**Given problem:**
Read the lines below. Copy out any that hold the string "this".

**Provided records:**

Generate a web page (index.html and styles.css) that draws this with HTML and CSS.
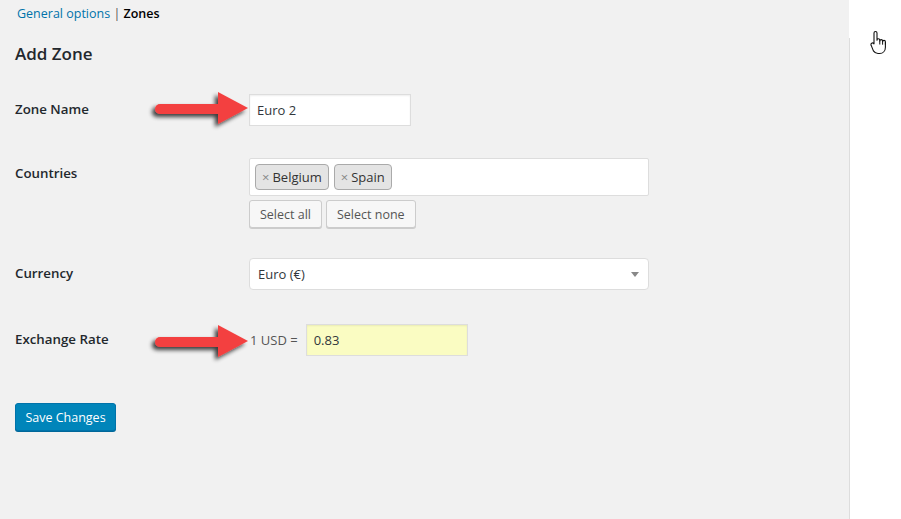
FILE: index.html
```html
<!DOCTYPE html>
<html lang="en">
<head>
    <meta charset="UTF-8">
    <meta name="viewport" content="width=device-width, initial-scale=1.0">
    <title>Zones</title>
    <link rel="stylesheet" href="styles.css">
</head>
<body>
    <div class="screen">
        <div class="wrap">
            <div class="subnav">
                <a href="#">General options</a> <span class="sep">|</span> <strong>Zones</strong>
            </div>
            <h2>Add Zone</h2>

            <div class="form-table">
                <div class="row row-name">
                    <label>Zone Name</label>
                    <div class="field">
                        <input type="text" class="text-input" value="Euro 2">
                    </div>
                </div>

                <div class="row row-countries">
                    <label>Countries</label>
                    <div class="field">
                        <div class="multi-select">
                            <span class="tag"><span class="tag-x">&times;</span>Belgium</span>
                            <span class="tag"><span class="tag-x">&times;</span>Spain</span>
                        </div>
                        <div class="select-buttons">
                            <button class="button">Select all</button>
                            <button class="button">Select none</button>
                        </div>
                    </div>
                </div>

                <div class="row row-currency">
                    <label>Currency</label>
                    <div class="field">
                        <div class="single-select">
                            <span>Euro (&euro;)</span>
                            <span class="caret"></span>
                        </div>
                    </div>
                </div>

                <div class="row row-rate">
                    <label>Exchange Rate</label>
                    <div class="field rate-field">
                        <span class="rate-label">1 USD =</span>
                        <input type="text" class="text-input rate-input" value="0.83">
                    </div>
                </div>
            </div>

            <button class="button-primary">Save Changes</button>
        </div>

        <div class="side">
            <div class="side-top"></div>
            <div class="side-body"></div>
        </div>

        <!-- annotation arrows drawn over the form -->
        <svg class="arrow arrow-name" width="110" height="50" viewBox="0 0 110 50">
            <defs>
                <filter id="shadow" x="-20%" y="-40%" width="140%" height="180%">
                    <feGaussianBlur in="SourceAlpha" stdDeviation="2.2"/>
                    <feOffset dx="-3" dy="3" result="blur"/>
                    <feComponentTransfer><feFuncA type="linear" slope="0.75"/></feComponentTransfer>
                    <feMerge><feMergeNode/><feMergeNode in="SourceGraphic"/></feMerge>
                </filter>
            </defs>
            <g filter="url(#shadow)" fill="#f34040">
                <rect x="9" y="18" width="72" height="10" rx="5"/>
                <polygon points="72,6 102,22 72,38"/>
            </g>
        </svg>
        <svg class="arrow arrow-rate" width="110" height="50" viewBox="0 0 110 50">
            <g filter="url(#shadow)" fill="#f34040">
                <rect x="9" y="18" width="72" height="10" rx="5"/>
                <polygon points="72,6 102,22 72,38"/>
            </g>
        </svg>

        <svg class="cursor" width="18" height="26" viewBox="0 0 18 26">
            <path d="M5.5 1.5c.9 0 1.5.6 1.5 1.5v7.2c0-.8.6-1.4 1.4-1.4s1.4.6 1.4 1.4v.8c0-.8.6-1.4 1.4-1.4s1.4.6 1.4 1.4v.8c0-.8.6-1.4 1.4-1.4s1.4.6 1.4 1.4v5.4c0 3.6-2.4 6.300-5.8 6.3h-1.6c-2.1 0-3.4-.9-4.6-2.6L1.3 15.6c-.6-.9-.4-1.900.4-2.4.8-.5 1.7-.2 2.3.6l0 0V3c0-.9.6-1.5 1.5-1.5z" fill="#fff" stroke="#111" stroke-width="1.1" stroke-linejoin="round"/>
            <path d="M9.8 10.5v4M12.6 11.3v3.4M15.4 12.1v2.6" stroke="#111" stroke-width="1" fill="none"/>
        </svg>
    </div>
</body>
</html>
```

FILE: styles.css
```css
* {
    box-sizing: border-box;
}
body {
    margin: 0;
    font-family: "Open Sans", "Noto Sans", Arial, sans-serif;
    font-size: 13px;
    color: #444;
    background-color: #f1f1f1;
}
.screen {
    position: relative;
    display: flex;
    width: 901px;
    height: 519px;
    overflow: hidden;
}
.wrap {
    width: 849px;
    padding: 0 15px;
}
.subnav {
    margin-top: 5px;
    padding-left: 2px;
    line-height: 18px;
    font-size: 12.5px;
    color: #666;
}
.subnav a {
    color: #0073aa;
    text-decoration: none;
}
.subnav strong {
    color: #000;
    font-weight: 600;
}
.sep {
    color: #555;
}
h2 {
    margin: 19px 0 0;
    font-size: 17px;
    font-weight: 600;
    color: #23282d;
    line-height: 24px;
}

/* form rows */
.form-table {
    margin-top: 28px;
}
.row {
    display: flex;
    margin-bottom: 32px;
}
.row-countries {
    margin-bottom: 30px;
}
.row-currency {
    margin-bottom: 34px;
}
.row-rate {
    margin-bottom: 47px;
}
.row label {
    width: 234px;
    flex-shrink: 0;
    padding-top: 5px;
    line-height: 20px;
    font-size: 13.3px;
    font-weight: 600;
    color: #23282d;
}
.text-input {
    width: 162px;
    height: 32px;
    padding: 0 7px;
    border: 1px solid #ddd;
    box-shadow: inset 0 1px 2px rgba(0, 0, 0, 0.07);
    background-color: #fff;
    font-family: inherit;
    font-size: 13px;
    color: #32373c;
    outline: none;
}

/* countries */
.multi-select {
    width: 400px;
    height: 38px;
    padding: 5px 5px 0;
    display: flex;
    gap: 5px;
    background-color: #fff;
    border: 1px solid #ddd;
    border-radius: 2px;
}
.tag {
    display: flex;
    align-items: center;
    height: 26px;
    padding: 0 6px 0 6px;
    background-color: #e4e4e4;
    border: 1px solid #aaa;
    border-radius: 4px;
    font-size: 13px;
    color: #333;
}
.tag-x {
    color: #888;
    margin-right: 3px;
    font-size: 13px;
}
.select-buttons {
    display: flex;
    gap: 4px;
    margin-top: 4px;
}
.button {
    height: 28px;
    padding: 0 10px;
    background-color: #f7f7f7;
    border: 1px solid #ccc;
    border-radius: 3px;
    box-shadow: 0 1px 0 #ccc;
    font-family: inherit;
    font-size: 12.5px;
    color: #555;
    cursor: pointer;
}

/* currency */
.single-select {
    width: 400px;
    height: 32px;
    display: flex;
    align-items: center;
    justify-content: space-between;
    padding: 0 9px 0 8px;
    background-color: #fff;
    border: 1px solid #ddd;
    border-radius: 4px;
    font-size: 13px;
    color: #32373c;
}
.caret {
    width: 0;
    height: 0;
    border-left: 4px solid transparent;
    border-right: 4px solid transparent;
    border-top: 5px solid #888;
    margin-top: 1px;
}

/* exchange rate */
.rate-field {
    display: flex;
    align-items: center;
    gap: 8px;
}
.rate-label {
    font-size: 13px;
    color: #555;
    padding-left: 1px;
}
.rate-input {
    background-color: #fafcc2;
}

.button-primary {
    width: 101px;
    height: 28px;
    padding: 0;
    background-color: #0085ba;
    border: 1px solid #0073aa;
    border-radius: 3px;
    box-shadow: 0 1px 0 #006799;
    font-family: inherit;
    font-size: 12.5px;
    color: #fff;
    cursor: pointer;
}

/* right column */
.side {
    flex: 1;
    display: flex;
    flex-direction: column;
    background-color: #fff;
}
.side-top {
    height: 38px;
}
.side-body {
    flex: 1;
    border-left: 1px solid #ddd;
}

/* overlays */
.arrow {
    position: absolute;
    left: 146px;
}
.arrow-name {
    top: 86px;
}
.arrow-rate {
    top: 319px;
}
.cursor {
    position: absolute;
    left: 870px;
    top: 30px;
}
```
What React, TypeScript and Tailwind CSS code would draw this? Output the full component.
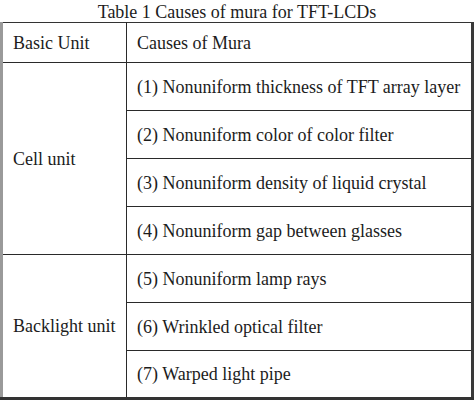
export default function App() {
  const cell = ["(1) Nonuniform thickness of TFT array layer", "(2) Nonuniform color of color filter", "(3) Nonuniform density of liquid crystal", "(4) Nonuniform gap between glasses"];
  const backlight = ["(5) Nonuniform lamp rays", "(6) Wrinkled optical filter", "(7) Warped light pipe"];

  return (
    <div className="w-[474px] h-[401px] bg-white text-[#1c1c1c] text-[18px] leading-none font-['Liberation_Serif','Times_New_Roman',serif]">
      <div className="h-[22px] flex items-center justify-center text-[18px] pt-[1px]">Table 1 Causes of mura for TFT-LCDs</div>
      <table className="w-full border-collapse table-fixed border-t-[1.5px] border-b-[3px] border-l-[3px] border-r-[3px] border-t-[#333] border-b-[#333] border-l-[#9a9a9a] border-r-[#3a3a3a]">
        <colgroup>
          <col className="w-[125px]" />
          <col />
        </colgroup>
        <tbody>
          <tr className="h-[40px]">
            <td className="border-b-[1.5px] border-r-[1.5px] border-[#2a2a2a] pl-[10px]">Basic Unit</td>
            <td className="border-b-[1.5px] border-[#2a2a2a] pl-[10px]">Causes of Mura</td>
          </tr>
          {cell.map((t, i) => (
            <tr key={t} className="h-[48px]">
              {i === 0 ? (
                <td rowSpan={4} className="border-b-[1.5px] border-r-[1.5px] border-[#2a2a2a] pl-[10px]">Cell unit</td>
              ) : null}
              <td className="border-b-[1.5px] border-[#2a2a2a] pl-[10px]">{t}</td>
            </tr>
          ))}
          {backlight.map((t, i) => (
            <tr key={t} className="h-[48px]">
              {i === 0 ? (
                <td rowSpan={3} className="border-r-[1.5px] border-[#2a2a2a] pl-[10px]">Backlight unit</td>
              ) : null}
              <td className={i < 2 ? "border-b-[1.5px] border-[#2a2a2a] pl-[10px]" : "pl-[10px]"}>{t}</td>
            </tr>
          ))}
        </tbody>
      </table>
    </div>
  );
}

**The response:**
Generate a web page (index.html and styles.css) that draws this with HTML and CSS.
What React, TypeScript and Tailwind CSS code would draw this? Output the full component.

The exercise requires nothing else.